The scale of pre-training has grown significantly, with models now trained on terabytes of data using thousands of GPUs. However, pre-training also raises concerns about computational cost, energy consumption, and potential biases in the training data. Despite these challenges, it remains a cornerstone technique for achieving state-of-the-art results across many domains.
Why it matters
Pre-training matters because it enables models to learn generalizable features from abundant unlabeled data, reducing the need for expensive labeled datasets. This lowers the barrier to applying machine learning to specialized tasks, accelerates model development, and improves performance, especially when task-specific data is scarce. It has driven breakthroughs in areas like language understanding, image recognition, and speech processing, making AI systems more capable and accessible.
Related terms
FAQ
How does it work?
Pre-training works by training a model on a large, diverse dataset using a self-supervised or unsupervised objective. For example, in natural language processing, a model might be trained to predict missing words in sentences. This process forces the model to learn statistical patterns and representations of the data, which are then stored in its parameters.

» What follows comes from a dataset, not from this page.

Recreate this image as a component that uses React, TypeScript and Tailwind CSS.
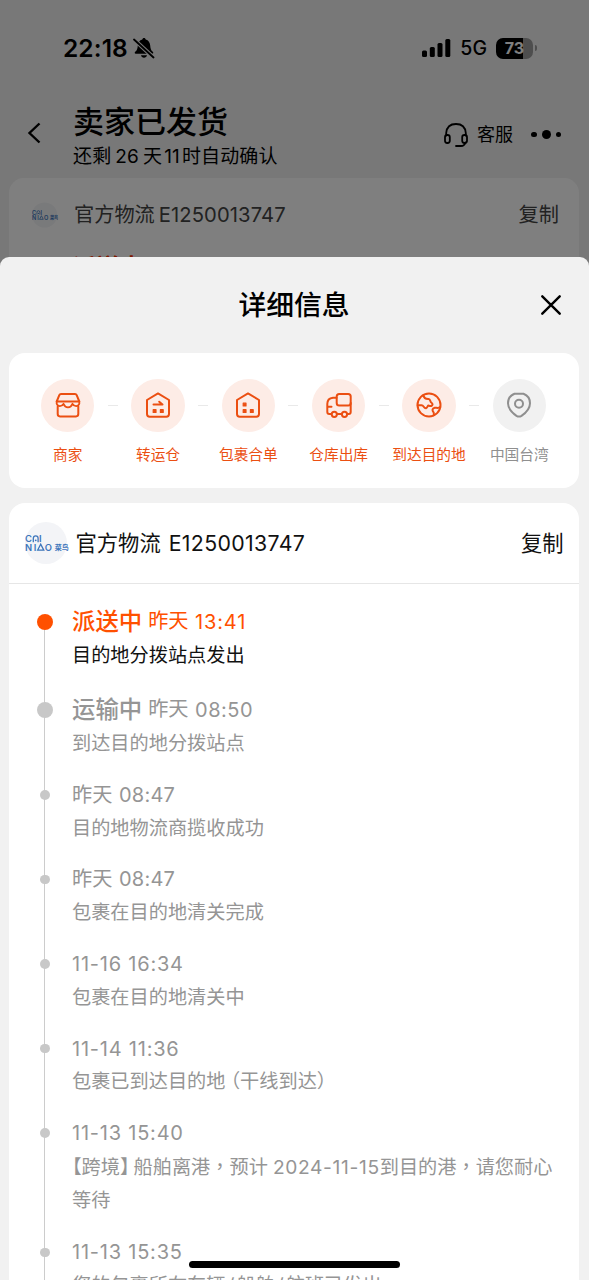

What is the difference between pre-training and fine-tuning?
Pre-training is the initial broad training on a large general dataset to learn universal features, while fine-tuning is the subsequent training on a smaller, task-specific dataset to adapt those features for a particular application. Fine-tuning typically uses a lower learning rate and fewer epochs, leveraging the pre-trained knowledge to achieve better performance with less data.
When is pre-training necessary?
Pre-training is most beneficial when the target task has limited labeled data, as it provides a strong starting point for learning. It is also useful when the task is complex and benefits from general knowledge, such as understanding language or recognizing objects. However, for simple tasks with abundant data, training from scratch may be sufficient and more straightforward.